6. Sendo uma ONG presumo que dependam, quase de forma exclusiva, de donativos. Como é feita essa recolha anual de fundos?
Pedro Quirino: Sim, a organização depende de donativos mas, acima de tudo, de voluntariado que acaba também por contribuir financeiramente para a continuidade dos projectos. Cobramos um valor semanal por alojamento em pensão completa num lodge muito básico aqui em Rubuguri para assegurar condições mínimas de conforto e salubridade aos voluntários e, também, obter financiamento para a criação e manutenção dos vários projectos. Os donativos podem ser feitos directamente através do website mas gostamos sempre que nos contactem porque dessa forma podemos explicar quais os projectos que estão a ser desenvolvidos ou prestes a iniciar para que quem contribui possa conhecer melhor a nossa missão e saber onde serão aplicados os fundos. Porém, sem dúvida, que preferimos a vinda de voluntários aos donativos.

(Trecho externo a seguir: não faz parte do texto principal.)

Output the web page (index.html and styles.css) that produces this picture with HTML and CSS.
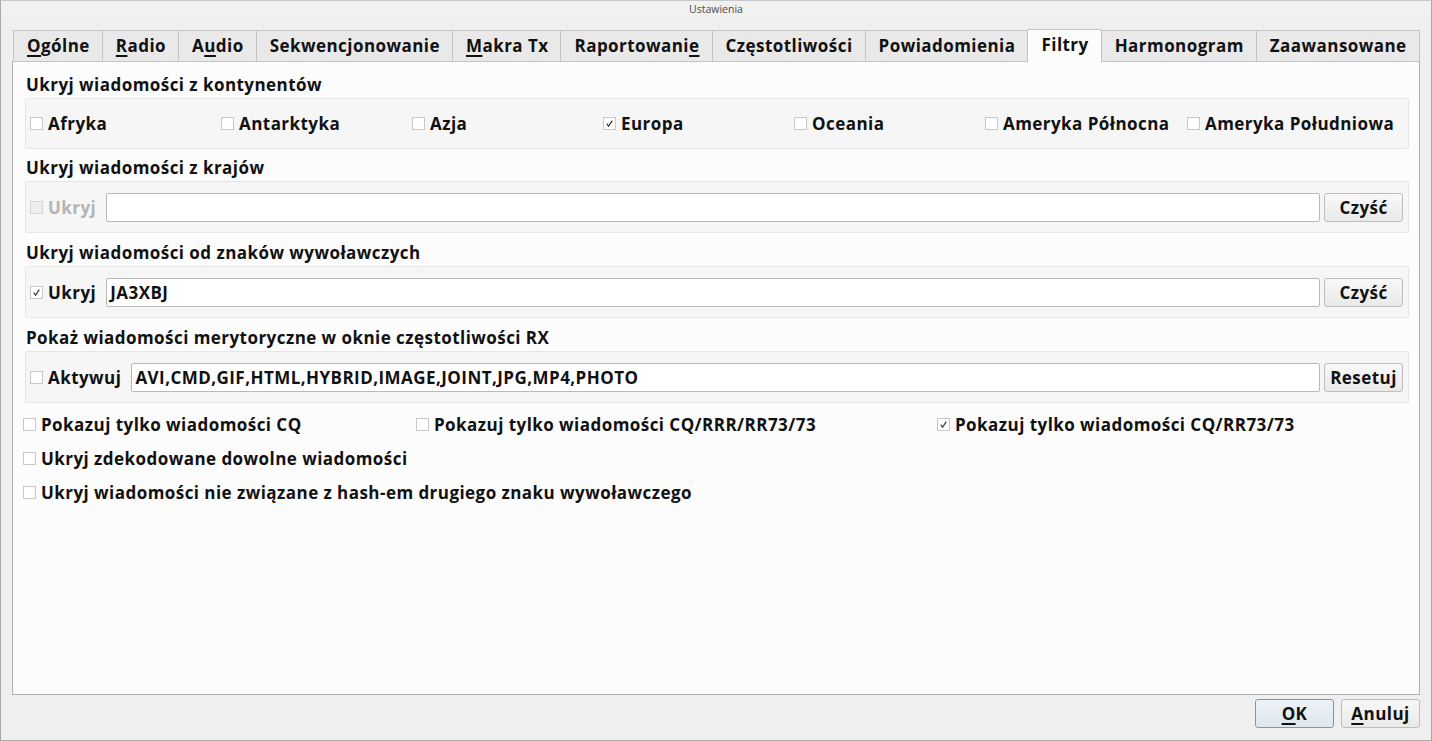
FILE: index.html
```html
<!DOCTYPE html>
<html>
<head>
    <title>Ustawienia</title>
    <meta charset="utf-8">
    <link rel="stylesheet" href="styles.css">
</head>
<body>
    <div class="window">
        <div class="titlebar">Ustawienia</div>
        <div class="dialog">
            <!-- Tab strip -->
            <div class="tabs">
                <div class="tab"><u>O</u>gólne</div>
                <div class="tab"><u>R</u>adio</div>
                <div class="tab">A<u>u</u>dio</div>
                <div class="tab">Sekwencjonowanie</div>
                <div class="tab"><u>M</u>akra Tx</div>
                <div class="tab">Raportowani<u>e</u></div>
                <div class="tab">Częstotliwości</div>
                <div class="tab">Powiadomienia</div>
                <div class="tab active">Filtry</div>
                <div class="tab">Harmonogram</div>
                <div class="tab">Zaawansowane</div>
            </div>

            <div class="panel">
                <div class="heading">Ukryj wiadomości z kontynentów</div>
                <div class="group continents">
                    <label class="check cont"><span class="box"></span>Afryka</label>
                    <label class="check cont"><span class="box"></span>Antarktyka</label>
                    <label class="check cont"><span class="box"></span>Azja</label>
                    <label class="check cont"><span class="box checked"><svg viewBox="0 0 12 12"><path d="M3 6.2 L5 9 L9 2.8"/></svg></span>Europa</label>
                    <label class="check cont"><span class="box"></span>Oceania</label>
                    <label class="check cont short"><span class="box"></span>Ameryka Północna</label>
                    <label class="check"><span class="box"></span>Ameryka Południowa</label>
                </div>

                <div class="heading">Ukryj wiadomości z krajów</div>
                <div class="group">
                    <label class="check disabled"><span class="box"></span>Ukryj</label>
                    <div class="field"></div>
                    <button class="btn">Czyść</button>
                </div>

                <div class="heading">Ukryj wiadomości od znaków wywoławczych</div>
                <div class="group">
                    <label class="check"><span class="box checked"><svg viewBox="0 0 12 12"><path d="M3 6.2 L5 9 L9 2.8"/></svg></span>Ukryj</label>
                    <div class="field">JA3XBJ</div>
                    <button class="btn">Czyść</button>
                </div>

                <div class="heading">Pokaż wiadomości merytoryczne w oknie częstotliwości RX</div>
                <div class="group">
                    <label class="check"><span class="box"></span>Aktywuj</label>
                    <div class="field">AVI,CMD,GIF,HTML,HYBRID,IMAGE,JOINT,JPG,MP4,PHOTO</div>
                    <button class="btn">Resetuj</button>
                </div>

                <div class="options">
                    <div class="row">
                        <label class="check col1"><span class="box"></span>Pokazuj tylko wiadomości CQ</label>
                        <label class="check col2"><span class="box"></span>Pokazuj tylko wiadomości CQ/RRR/RR73/73</label>
                        <label class="check"><span class="box checked"><svg viewBox="0 0 12 12"><path d="M3 6.2 L5 9 L9 2.8"/></svg></span>Pokazuj tylko wiadomości CQ/RR73/73</label>
                    </div>
                    <div class="row">
                        <label class="check"><span class="box"></span>Ukryj zdekodowane dowolne wiadomości</label>
                    </div>
                    <div class="row">
                        <label class="check"><span class="box"></span>Ukryj wiadomości nie związane z hash-em drugiego znaku wywoławczego</label>
                    </div>
                </div>
            </div>

            <div class="buttons">
                <button class="btn default"><u>O</u>K</button>
                <button class="btn"><u>A</u>nuluj</button>
            </div>
        </div>
    </div>
</body>
</html>
```

FILE: styles.css
```css
* {
    box-sizing: border-box;
}
body {
    margin: 0;
    width: 1432px;
    height: 741px;
    overflow: hidden;
    background: #efefef;
    font-family: 'Open Sans', 'DejaVu Sans', sans-serif;
    font-weight: 700;
    font-size: 17px;
    letter-spacing: 0.45px;
    color: #111;
}
u {
    text-decoration-thickness: 2px;
    text-underline-offset: 3px;
}
.window {
    height: 741px;
    border: 1px solid #a9a9a9;
    border-top-color: #c9c9c9;
    display: flex;
    flex-direction: column;
}
.titlebar {
    height: 16px;
    line-height: 16px;
    text-align: center;
    font-family: 'Open Sans', sans-serif;
    font-weight: 400;
    font-size: 10.5px;
    letter-spacing: 0;
    color: #4a4a4a;
    background: #f1f1f1;
}
.dialog {
    flex: 1;
    padding: 12px 11px 0 11px;
    display: flex;
    flex-direction: column;
}
.tabs {
    display: flex;
    align-items: flex-end;
    height: 33px;
    padding-left: 1px;
    position: relative;
    z-index: 1;
}
.tab {
    height: 31px;
    line-height: 30px;
    padding: 0 12px 0 13px;
    background: #e9e9e9;
    border: 1px solid #c4c4c4;
    border-bottom: none;
    border-left: none;
    margin-bottom: 1px;
    white-space: nowrap;
}
.tab:first-child {
    border-left: 1px solid #c4c4c4;
}
.tab.active {
    height: 33px;
    line-height: 30px;
    background: #fcfcfc;
    border-left: 1px solid #c4c4c4;
    border-radius: 2px 2px 0 0;
    margin-left: -1px;
    margin-bottom: 0;
}
.panel {
    height: 634px;
    margin-top: -1px;
    background: #fcfcfc;
    border: 1px solid #b3b3b3;
    border-top-color: #c4c4c4;
    padding: 13px 10px 0 12px;
}
.heading {
    height: 20px;
    line-height: 20px;
    padding-left: 1px;
    margin-bottom: 3px;
}
.group {
    height: 52px;
    background: #f6f6f6;
    border: 1px solid #e6e6e6;
    border-radius: 2px;
    display: flex;
    align-items: center;
    padding: 0 5px 0 4px;
    margin-bottom: 10px;
}
.group.continents {
    height: 51px;
    margin-bottom: 9px;
}
.check {
    display: flex;
    align-items: center;
    height: 20px;
    white-space: nowrap;
}
.box {
    width: 13px;
    height: 13px;
    border: 1px solid #c8c8c8;
    background: #fff;
    margin-right: 5px;
    flex: none;
    display: flex;
}
.box svg {
    width: 11px;
    height: 11px;
}
.box path {
    fill: none;
    stroke: #333;
    stroke-width: 1.3;
}
.cont {
    width: 191px;
}
.cont.short {
    width: 202px;
}
.check.disabled {
    color: #b4b4b4;
}
.check.disabled .box {
    background: #eeeeee;
    border-color: #d6d6d6;
}
.field {
    flex: 1;
    height: 29px;
    line-height: 27px;
    margin: 0 4px 0 10px;
    background: #fff;
    border: 1px solid #b9b9b9;
    border-radius: 2px;
    padding: 0 3px;
    font-weight: 700;
}
.btn {
    width: 79px;
    height: 29px;
    font-family: inherit;
    font-weight: 700;
    font-size: 17px;
    letter-spacing: 0.45px;
    color: #111;
    background: linear-gradient(#f8f8f8, #e9e9e9);
    border: 1px solid #bdbdbd;
    border-radius: 3px;
    padding: 0;
}
.options {
    padding-top: 1px;
    margin-left: -2px;
}
.row {
    display: flex;
    height: 20px;
    margin-bottom: 14px;
}
.col1 {
    width: 393px;
}
.col2 {
    width: 521px;
}
.buttons {
    display: flex;
    justify-content: flex-end;
    gap: 7px;
    padding-top: 4px;
}
.btn.default {
    background: linear-gradient(#eef3f8, #dde6ee);
    border-color: #7f97ad;
}
```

9. Qual foi o maior ensinamento que estas comunidades locais te deram?
Pedro Quirino: Uma enorme relativização daquilo que consideramos serem problemas na nossa vida. Depois desta experiência pomos tudo em perspectiva e recebemos uma enorme lição de humildade. Por vezes, não é fácil lidar com tantas coisas pesadas psicologicamente ao mesmo tempo e tão próximas. Às vezes só apetece baixar os braços e voltar as costas a tudo aquilo e questiono-me por vezes “Para que estou a fazer isto?”.

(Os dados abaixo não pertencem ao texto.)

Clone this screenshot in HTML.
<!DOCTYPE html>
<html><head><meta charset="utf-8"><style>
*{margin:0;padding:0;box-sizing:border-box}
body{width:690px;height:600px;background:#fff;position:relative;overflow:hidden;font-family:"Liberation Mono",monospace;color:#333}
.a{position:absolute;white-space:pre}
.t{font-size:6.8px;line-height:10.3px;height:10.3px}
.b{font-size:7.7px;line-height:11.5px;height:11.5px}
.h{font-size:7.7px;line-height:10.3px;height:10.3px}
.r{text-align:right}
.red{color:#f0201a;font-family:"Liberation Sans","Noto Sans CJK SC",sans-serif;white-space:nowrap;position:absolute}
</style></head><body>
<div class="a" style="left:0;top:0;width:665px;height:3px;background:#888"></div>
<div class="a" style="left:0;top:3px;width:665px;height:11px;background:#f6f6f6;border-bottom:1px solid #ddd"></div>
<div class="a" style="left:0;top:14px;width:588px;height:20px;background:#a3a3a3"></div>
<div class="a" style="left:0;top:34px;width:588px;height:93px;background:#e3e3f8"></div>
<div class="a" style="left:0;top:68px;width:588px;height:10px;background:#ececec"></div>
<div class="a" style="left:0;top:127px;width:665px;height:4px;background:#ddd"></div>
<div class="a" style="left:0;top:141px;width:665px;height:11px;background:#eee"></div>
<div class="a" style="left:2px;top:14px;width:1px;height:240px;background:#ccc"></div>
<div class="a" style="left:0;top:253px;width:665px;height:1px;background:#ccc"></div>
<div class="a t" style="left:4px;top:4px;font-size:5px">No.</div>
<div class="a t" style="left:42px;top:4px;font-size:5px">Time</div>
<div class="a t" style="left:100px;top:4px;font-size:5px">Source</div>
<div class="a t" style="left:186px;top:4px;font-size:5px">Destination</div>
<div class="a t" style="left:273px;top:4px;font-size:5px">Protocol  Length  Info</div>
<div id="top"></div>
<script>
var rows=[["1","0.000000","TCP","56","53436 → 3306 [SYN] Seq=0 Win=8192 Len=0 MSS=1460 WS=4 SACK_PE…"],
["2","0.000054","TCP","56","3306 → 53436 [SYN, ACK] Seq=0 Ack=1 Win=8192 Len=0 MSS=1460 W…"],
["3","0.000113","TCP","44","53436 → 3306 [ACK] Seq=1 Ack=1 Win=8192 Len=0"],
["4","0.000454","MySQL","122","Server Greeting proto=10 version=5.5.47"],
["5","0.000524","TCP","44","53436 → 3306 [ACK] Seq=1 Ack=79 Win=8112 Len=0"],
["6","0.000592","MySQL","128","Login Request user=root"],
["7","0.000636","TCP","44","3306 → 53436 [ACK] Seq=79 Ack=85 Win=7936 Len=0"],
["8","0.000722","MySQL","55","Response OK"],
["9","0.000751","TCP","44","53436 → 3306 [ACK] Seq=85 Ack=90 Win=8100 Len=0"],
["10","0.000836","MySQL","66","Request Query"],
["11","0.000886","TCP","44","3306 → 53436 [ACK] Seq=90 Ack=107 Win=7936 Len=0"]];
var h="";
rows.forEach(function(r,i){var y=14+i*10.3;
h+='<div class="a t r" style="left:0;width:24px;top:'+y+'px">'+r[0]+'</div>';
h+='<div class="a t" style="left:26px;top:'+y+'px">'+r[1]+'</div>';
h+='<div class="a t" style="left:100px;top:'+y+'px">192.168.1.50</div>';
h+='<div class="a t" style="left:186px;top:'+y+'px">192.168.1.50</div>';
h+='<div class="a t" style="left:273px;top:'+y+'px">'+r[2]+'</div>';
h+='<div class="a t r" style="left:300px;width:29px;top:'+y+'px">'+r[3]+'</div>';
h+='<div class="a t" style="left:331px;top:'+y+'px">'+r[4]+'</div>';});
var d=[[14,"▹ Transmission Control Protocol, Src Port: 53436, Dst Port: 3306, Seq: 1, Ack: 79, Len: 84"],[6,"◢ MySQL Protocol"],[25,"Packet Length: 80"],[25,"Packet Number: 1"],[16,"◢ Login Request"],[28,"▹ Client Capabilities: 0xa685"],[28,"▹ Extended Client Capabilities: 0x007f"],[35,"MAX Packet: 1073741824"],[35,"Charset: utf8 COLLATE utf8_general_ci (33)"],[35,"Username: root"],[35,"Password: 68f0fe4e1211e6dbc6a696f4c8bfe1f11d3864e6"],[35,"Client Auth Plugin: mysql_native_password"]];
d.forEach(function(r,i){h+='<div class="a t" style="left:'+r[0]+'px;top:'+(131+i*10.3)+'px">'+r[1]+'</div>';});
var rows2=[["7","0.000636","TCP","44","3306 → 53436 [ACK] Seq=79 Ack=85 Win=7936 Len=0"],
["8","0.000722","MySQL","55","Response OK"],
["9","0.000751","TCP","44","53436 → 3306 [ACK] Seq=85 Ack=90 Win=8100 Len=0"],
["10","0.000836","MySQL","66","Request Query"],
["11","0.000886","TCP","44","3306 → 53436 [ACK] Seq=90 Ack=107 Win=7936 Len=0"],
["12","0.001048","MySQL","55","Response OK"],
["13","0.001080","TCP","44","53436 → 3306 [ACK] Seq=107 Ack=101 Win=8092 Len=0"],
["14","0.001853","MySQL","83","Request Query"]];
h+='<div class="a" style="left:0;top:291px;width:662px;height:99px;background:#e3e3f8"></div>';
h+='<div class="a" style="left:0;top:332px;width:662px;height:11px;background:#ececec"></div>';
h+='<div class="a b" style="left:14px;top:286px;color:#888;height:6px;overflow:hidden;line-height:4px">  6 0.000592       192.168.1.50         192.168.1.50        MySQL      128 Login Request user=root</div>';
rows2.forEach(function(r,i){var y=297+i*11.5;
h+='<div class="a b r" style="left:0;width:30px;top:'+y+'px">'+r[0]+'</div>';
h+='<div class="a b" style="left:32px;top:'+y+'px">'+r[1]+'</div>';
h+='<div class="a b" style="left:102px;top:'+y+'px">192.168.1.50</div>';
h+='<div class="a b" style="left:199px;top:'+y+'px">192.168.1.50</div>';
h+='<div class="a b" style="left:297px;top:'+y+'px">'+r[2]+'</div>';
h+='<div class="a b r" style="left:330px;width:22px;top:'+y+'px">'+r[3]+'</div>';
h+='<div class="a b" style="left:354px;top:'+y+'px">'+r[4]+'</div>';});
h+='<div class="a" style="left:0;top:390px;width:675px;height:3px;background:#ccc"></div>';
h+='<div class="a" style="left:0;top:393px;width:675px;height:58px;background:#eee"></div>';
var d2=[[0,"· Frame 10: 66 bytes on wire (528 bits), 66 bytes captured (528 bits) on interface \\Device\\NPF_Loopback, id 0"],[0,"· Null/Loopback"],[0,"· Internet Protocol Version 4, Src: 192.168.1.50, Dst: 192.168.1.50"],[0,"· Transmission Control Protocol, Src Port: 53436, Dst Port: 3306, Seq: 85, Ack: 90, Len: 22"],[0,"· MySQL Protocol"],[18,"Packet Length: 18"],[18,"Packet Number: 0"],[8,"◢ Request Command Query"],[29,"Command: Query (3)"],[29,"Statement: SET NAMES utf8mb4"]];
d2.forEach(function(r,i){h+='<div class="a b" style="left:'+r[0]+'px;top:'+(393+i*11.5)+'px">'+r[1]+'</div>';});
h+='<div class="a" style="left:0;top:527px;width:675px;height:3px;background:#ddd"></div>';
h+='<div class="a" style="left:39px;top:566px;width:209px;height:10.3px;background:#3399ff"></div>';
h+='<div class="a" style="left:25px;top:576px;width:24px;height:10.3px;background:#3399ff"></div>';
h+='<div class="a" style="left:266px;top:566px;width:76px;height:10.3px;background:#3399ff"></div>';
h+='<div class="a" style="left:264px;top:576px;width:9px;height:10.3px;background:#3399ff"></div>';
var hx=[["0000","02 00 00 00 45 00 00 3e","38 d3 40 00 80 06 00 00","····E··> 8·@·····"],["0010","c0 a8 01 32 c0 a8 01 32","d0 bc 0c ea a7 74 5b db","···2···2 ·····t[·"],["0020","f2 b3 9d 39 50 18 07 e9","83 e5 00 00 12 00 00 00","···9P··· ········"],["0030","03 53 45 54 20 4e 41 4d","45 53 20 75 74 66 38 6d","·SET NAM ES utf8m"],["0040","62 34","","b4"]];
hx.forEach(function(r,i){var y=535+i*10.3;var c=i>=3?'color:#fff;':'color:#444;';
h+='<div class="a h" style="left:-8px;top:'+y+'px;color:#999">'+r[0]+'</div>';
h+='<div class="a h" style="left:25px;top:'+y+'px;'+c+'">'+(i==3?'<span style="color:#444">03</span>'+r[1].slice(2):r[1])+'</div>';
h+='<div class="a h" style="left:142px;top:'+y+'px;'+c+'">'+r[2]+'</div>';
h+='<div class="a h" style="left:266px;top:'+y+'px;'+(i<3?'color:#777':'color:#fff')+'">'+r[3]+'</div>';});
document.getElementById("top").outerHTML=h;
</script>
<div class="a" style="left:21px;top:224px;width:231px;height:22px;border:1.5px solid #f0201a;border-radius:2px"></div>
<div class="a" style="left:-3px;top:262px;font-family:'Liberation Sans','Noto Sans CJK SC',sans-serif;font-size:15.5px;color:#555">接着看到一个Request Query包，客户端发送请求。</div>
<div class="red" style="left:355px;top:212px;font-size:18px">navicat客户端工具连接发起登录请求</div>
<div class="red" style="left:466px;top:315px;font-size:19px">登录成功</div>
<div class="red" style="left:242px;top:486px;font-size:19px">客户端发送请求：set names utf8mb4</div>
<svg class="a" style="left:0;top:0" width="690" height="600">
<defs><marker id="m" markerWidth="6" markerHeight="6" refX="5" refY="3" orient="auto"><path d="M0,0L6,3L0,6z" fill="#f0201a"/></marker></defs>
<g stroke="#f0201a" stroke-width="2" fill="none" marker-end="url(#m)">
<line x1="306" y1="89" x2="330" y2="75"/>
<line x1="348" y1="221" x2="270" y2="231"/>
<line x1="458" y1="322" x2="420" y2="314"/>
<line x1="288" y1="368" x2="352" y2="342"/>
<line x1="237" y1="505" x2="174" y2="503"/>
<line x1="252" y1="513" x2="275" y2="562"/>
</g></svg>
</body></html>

Passado um mês a viver nestas condições e nesta realidade, esqueço-me que também existem duches de água quente e pastéis de nata. Porém basta querer e volto a ter tudo isso outra vez. O poder de escolha e o acesso a tudo o que o mundo desenvolvido concebeu até hoje é um privilégio que assiste a uma pequena parte da população a nível mundial, que nem o valoriza. Para realmente perceber esta condição é preciso viver essas experiências de forma autêntica e não se consegue somente enquanto meros espectadores de um mundo diferente quando viajamos.
10. O que te fez mudar de malas e bagagens para o continente africano?

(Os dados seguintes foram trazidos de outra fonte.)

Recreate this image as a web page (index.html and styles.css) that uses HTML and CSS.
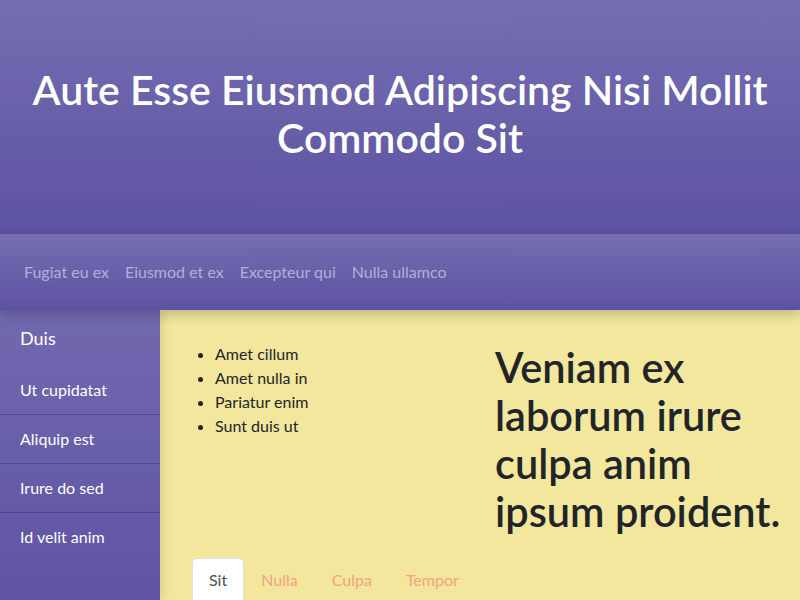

Pedro Quirino: Na altura senti que estava a precisar de mudar de vida e de abraçar novos desafios. Esta oportunidade surgiu no timing perfeito e nem hesitei. Sempre sonhei em, um dia, viver em África mas julgava que para isso acontecer teria de ganhar imenso dinheiro e um dia conseguir reformar-me e ir viver para uma quinta no meio da savana africana rodeado de animais. Acontece que, às vezes, a vida nos apresenta atalhos e é preciso ter a coragem de os aceitar. Assim o fiz!
11. Por fim, imaginas-te a sair de África?
Pedro Quirino: Sim, talvez não definitivamente pois gosto de ter sempre um pé cá e outro lá. Mas uma coisa é certa e, pode parecer cliché mas… é África que não sai de nós.